Oleh Irsyad Muchtar
Mengapa koperasi justru berkembang pesat di negara-negara kapitalis seperti Amerika Serikat, Jepang, dan Belanda—padahal koperasi identik dengan semangat gotong royong dan sosialisme? Pertanyaan ini terus menggelitik.
Coba lihat Mondragon di Spanyol, Rabobank di Belanda, hingga Zen-noh di Jepang. Mereka adalah contoh koperasi kelas dunia yang sukses, bahkan AS menyumbang 71 dari 300 koperasi besar dunia versi World Cooperative Monitor 2022.
Ironisnya, di Indonesia koperasi masih dipandang remeh. Ia hanya dianggap sebagai pelengkap sektor UMKM, bukan pemain utama ekonomi. Pertanyaannya, kenapa koperasi di sini gagal berkembang? Apakah karena manusianya belum paham koperasi atau karena kebijakan yang tidak mendukung?
KUD: Jejak Masa Lalu yang Sarat Kendali dari Atas
Di era Orde Baru, sempat ada masa kejayaan koperasi lewat KUD (Koperasi Unit Desa) yang dibentuk tahun 1973. Namun, koperasi ini muncul bukan dari inisiatif warga, melainkan program dari pemerintah pusat—alias top-down.
KUD lebih seperti alat bantu negara untuk mencapai target swasembada beras, bukan organisasi yang dibangun dan dikendalikan anggota. Maka tak heran, saat Orde Baru tumbang, KUD ikut tenggelam.
Bandingkan dengan koperasi-koperasi di Eropa yang lahir dari inisiatif warga (*bottom-up*) seperti yang diajarkan Bung Hatta. Artinya, koperasi ideal adalah yang dibentuk oleh dan untuk anggotanya, bukan dari atas.
Tak Harus Meniru Rochdale
Namun kita juga tak harus fanatik pada satu model koperasi, misalnya yang lahir di Inggris seperti Rochdale. Menurut pakar koperasi Hans Munkner, koperasi bisa fleksibel, menyesuaikan dengan kondisi politik dan ekonomi suatu negara. Ia bisa jadi alat negara, gerakan sosial, atau bahkan bisnis besar—selama prinsip dasarnya tetap: keadilan, sukarela, dan tolong-menolong.

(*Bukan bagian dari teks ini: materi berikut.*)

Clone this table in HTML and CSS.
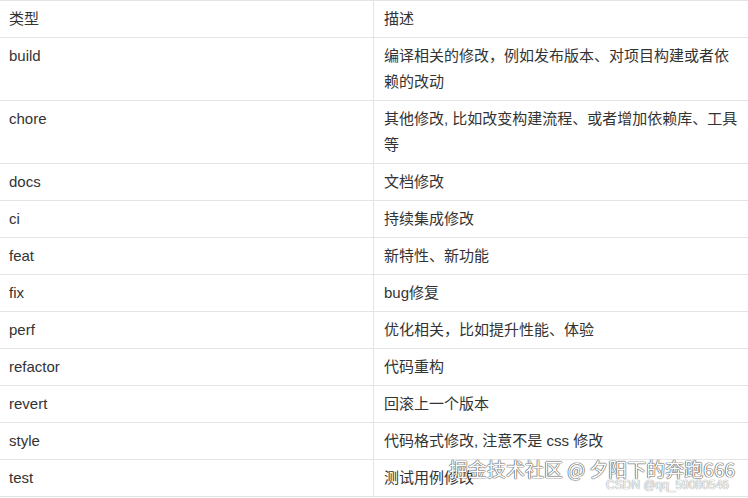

Eropa memberi kelonggaran dalam praktik koperasi. Di sana, dua orang saja bisa mendirikan koperasi. Di Indonesia, sempat harus 20 orang, kini turun menjadi 9. Tapi tetap, urusan legalitas kadang masih ribet.
Ekonom Dawam Rahardjo juga menegaskan bahwa koperasi sebagai “soko guru” ekonomi adalah gagasan lokal kita sendiri, bukan doktrin dari luar negeri. Prinsipnya tetap: semua anggota punya hak yang sama, bergabung secara sukarela, dan saling membantu.
Cara Pandang Koperasi
Sri-Edi Swasono menyebut prinsip tolong-menolong dalam koperasi sebagai dasar dari mutualism dan brotherhood—saling bantu untuk saling menguatkan. Koperasi bukan seperti perusahaan biasa, karena anggotanya adalah pemilik sekaligus pemakai produk atau jasanya.
Herman Soewardi, Rektor pertama IKOPIN, menyebut semangat koperasi sebagai harmoni: masyarakat yang hidup dalam keselarasan, jauh dari konflik dan kegaduhan. Sayangnya, dalam praktiknya, koperasi sering berubah menjadi “koperasi juragan” milik perusahaan besar, yang lebih mirip korporasi biasa dan jauh dari semangat gotong royong.
Contohnya, kasus seperti Koperasi Indo Surya atau Hansoon yang ramai dibicarakan karena gagal menjalankan prinsip koperasi sejati. Akibatnya, muncul konflik dan hilangnya kepercayaan masyarakat terhadap koperasi.
Koperasi Itu Gerakan Sosial-Ekonomi
Koperasi sejati bukan hanya soal simpan pinjam. Ia adalah gerakan sosial dan ekonomi yang memperkuat masyarakat dari bawah. Tapi kalau koperasi hanya jadi alat elite atau kedok bisnis pribadi, jangan heran kalau kepercayaan masyarakat hilang.
Sudah saatnya koperasi di Indonesia kembali ke jati dirinya: dibangun dari bawah, dijalankan bersama, dan dimiliki oleh anggotanya. Bukan sekadar formalitas, apalagi jadi alat cari untung segelintir orang.